### DIRECTIONS
Transcribe everything in the data word for word. Pictures are left out.

### SOURCE EXCERPT

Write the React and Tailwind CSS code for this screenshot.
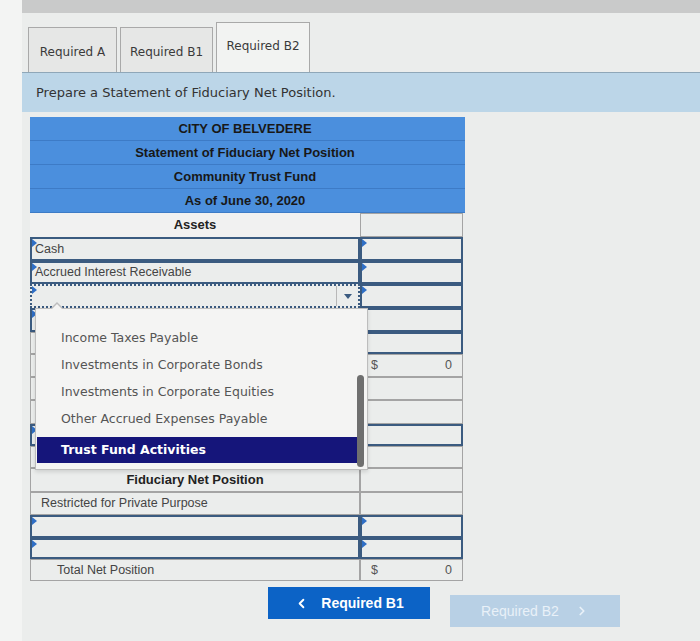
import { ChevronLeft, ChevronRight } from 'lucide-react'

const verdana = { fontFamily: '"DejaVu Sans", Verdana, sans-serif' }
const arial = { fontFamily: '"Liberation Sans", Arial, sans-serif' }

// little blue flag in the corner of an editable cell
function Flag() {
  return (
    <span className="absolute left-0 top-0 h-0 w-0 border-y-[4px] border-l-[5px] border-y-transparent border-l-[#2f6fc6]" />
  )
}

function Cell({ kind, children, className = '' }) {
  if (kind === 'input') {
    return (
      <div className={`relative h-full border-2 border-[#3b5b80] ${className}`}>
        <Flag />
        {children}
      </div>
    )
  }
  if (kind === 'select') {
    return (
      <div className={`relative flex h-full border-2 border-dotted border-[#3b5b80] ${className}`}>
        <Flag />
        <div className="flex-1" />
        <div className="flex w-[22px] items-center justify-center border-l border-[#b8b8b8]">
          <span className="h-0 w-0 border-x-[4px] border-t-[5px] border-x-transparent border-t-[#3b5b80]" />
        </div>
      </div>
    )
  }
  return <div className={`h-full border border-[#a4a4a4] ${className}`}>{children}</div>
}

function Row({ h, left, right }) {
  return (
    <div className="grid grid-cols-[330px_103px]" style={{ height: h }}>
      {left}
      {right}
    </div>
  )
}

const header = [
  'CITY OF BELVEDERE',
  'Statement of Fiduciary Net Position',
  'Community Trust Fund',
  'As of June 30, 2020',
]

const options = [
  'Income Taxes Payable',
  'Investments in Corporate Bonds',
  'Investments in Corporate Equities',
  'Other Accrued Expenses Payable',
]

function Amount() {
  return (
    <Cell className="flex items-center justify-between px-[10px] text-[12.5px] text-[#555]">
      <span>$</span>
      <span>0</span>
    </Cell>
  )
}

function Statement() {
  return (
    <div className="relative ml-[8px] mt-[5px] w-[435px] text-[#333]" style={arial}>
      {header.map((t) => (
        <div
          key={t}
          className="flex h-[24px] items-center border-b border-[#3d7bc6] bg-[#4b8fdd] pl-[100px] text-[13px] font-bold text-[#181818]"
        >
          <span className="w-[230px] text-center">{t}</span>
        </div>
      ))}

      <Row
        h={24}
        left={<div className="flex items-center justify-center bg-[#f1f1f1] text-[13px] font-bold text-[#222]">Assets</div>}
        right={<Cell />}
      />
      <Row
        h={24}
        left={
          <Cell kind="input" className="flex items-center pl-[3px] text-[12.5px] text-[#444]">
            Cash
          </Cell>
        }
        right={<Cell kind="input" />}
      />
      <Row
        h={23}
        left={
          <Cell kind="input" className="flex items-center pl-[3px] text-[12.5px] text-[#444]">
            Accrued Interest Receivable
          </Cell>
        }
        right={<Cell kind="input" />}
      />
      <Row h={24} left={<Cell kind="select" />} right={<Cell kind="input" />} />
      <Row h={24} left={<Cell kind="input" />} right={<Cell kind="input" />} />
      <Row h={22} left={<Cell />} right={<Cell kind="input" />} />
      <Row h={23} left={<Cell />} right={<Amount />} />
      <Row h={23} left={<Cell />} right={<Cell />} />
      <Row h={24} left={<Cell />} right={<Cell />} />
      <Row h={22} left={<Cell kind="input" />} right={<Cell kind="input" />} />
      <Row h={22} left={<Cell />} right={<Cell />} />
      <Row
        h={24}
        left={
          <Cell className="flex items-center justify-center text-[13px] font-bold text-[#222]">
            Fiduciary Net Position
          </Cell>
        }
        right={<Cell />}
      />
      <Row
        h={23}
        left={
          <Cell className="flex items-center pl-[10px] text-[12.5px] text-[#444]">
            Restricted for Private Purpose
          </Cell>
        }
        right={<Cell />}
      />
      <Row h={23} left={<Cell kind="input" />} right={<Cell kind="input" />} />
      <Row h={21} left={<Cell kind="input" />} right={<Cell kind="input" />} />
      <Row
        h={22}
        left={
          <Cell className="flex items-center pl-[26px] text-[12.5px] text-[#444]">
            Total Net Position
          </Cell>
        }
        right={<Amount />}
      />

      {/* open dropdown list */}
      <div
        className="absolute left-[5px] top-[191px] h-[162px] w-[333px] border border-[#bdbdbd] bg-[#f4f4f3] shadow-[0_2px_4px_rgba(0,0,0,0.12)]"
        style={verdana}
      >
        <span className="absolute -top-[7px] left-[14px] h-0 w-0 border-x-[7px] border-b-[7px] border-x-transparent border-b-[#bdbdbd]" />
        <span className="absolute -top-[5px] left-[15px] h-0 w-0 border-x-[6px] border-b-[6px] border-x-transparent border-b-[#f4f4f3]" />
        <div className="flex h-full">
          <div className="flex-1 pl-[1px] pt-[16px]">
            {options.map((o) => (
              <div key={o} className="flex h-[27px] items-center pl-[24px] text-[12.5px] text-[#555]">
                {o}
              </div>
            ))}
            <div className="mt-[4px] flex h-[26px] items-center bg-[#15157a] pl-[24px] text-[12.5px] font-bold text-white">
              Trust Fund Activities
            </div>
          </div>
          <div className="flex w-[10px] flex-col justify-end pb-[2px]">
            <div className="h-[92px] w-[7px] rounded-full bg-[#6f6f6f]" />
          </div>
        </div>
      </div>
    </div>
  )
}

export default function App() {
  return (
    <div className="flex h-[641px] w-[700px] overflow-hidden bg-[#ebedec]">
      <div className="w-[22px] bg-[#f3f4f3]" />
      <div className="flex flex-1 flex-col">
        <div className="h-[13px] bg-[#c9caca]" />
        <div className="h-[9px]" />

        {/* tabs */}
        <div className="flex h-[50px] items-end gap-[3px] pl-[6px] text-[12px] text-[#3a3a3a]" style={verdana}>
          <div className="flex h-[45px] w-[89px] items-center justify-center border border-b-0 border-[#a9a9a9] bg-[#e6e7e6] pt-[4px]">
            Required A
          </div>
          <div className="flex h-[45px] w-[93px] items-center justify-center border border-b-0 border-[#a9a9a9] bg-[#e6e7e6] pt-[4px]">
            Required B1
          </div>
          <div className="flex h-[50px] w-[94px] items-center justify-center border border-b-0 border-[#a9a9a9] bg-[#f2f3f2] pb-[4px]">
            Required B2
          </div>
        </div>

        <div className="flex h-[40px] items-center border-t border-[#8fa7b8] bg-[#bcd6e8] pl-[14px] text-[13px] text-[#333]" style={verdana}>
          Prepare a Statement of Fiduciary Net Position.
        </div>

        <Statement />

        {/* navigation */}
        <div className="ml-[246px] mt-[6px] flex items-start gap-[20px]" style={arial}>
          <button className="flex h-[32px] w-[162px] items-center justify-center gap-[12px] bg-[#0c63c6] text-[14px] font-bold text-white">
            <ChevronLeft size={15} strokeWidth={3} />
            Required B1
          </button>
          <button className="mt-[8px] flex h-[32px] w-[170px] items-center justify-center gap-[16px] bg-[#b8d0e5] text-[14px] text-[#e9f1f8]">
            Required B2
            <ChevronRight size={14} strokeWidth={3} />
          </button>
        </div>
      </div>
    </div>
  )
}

### ANSWER TO THIS TASK
Write the React and Tailwind CSS code for this screenshot.
import { ChevronLeft, ChevronRight } from 'lucide-react'

const verdana = { fontFamily: '"DejaVu Sans", Verdana, sans-serif' }
const arial = { fontFamily: '"Liberation Sans", Arial, sans-serif' }

// little blue flag in the corner of an editable cell
function Flag() {
  return (
    <span className="absolute left-0 top-0 h-0 w-0 border-y-[4px] border-l-[5px] border-y-transparent border-l-[#2f6fc6]" />
  )
}

function Cell({ kind, children, className = '' }) {
  if (kind === 'input') {
    return (
      <div className={`relative h-full border-2 border-[#3b5b80] ${className}`}>
        <Flag />
        {children}
      </div>
    )
  }
  if (kind === 'select') {
    return (
      <div className={`relative flex h-full border-2 border-dotted border-[#3b5b80] ${className}`}>
        <Flag />
        <div className="flex-1" />
        <div className="flex w-[22px] items-center justify-center border-l border-[#b8b8b8]">
          <span className="h-0 w-0 border-x-[4px] border-t-[5px] border-x-transparent border-t-[#3b5b80]" />
        </div>
      </div>
    )
  }
  return <div className={`h-full border border-[#a4a4a4] ${className}`}>{children}</div>
}

function Row({ h, left, right }) {
  return (
    <div className="grid grid-cols-[330px_103px]" style={{ height: h }}>
      {left}
      {right}
    </div>
  )
}

const header = [
  'CITY OF BELVEDERE',
  'Statement of Fiduciary Net Position',
  'Community Trust Fund',
  'As of June 30, 2020',
]

const options = [
  'Income Taxes Payable',
  'Investments in Corporate Bonds',
  'Investments in Corporate Equities',
  'Other Accrued Expenses Payable',
]

function Amount() {
  return (
    <Cell className="flex items-center justify-between px-[10px] text-[12.5px] text-[#555]">
      <span>$</span>
      <span>0</span>
    </Cell>
  )
}

function Statement() {
  return (
    <div className="relative ml-[8px] mt-[5px] w-[435px] text-[#333]" style={arial}>
      {header.map((t) => (
        <div
          key={t}
          className="flex h-[24px] items-center border-b border-[#3d7bc6] bg-[#4b8fdd] pl-[100px] text-[13px] font-bold text-[#181818]"
        >
          <span className="w-[230px] text-center">{t}</span>
        </div>
      ))}

      <Row
        h={24}
        left={<div className="flex items-center justify-center bg-[#f1f1f1] text-[13px] font-bold text-[#222]">Assets</div>}
        right={<Cell />}
      />
      <Row
        h={24}
        left={
          <Cell kind="input" className="flex items-center pl-[3px] text-[12.5px] text-[#444]">
            Cash
          </Cell>
        }
        right={<Cell kind="input" />}
      />
      <Row
        h={23}
        left={
          <Cell kind="input" className="flex items-center pl-[3px] text-[12.5px] text-[#444]">
            Accrued Interest Receivable
          </Cell>
        }
        right={<Cell kind="input" />}
      />
      <Row h={24} left={<Cell kind="select" />} right={<Cell kind="input" />} />
      <Row h={24} left={<Cell kind="input" />} right={<Cell kind="input" />} />
      <Row h={22} left={<Cell />} right={<Cell kind="input" />} />
      <Row h={23} left={<Cell />} right={<Amount />} />
      <Row h={23} left={<Cell />} right={<Cell />} />
      <Row h={24} left={<Cell />} right={<Cell />} />
      <Row h={22} left={<Cell kind="input" />} right={<Cell kind="input" />} />
      <Row h={22} left={<Cell />} right={<Cell />} />
      <Row
        h={24}
        left={
          <Cell className="flex items-center justify-center text-[13px] font-bold text-[#222]">
            Fiduciary Net Position
          </Cell>
        }
        right={<Cell />}
      />
      <Row
        h={23}
        left={
          <Cell className="flex items-center pl-[10px] text-[12.5px] text-[#444]">
            Restricted for Private Purpose
          </Cell>
        }
        right={<Cell />}
      />
      <Row h={23} left={<Cell kind="input" />} right={<Cell kind="input" />} />
      <Row h={21} left={<Cell kind="input" />} right={<Cell kind="input" />} />
      <Row
        h={22}
        left={
          <Cell className="flex items-center pl-[26px] text-[12.5px] text-[#444]">
            Total Net Position
          </Cell>
        }
        right={<Amount />}
      />

      {/* open dropdown list */}
      <div
        className="absolute left-[5px] top-[191px] h-[162px] w-[333px] border border-[#bdbdbd] bg-[#f4f4f3] shadow-[0_2px_4px_rgba(0,0,0,0.12)]"
        style={verdana}
      >
        <span className="absolute -top-[7px] left-[14px] h-0 w-0 border-x-[7px] border-b-[7px] border-x-transparent border-b-[#bdbdbd]" />
        <span className="absolute -top-[5px] left-[15px] h-0 w-0 border-x-[6px] border-b-[6px] border-x-transparent border-b-[#f4f4f3]" />
        <div className="flex h-full">
          <div className="flex-1 pl-[1px] pt-[16px]">
            {options.map((o) => (
              <div key={o} className="flex h-[27px] items-center pl-[24px] text-[12.5px] text-[#555]">
                {o}
              </div>
            ))}
            <div className="mt-[4px] flex h-[26px] items-center bg-[#15157a] pl-[24px] text-[12.5px] font-bold text-white">
              Trust Fund Activities
            </div>
          </div>
          <div className="flex w-[10px] flex-col justify-end pb-[2px]">
            <div className="h-[92px] w-[7px] rounded-full bg-[#6f6f6f]" />
          </div>
        </div>
      </div>
    </div>
  )
}

export default function App() {
  return (
    <div className="flex h-[641px] w-[700px] overflow-hidden bg-[#ebedec]">
      <div className="w-[22px] bg-[#f3f4f3]" />
      <div className="flex flex-1 flex-col">
        <div className="h-[13px] bg-[#c9caca]" />
        <div className="h-[9px]" />

        {/* tabs */}
        <div className="flex h-[50px] items-end gap-[3px] pl-[6px] text-[12px] text-[#3a3a3a]" style={verdana}>
          <div className="flex h-[45px] w-[89px] items-center justify-center border border-b-0 border-[#a9a9a9] bg-[#e6e7e6] pt-[4px]">
            Required A
          </div>
          <div className="flex h-[45px] w-[93px] items-center justify-center border border-b-0 border-[#a9a9a9] bg-[#e6e7e6] pt-[4px]">
            Required B1
          </div>
          <div className="flex h-[50px] w-[94px] items-center justify-center border border-b-0 border-[#a9a9a9] bg-[#f2f3f2] pb-[4px]">
            Required B2
          </div>
        </div>

        <div className="flex h-[40px] items-center border-t border-[#8fa7b8] bg-[#bcd6e8] pl-[14px] text-[13px] text-[#333]" style={verdana}>
          Prepare a Statement of Fiduciary Net Position.
        </div>

        <Statement />

        {/* navigation */}
        <div className="ml-[246px] mt-[6px] flex items-start gap-[20px]" style={arial}>
          <button className="flex h-[32px] w-[162px] items-center justify-center gap-[12px] bg-[#0c63c6] text-[14px] font-bold text-white">
            <ChevronLeft size={15} strokeWidth={3} />
            Required B1
          </button>
          <button className="mt-[8px] flex h-[32px] w-[170px] items-center justify-center gap-[16px] bg-[#b8d0e5] text-[14px] text-[#e9f1f8]">
            Required B2
            <ChevronRight size={14} strokeWidth={3} />
          </button>
        </div>
      </div>
    </div>
  )
}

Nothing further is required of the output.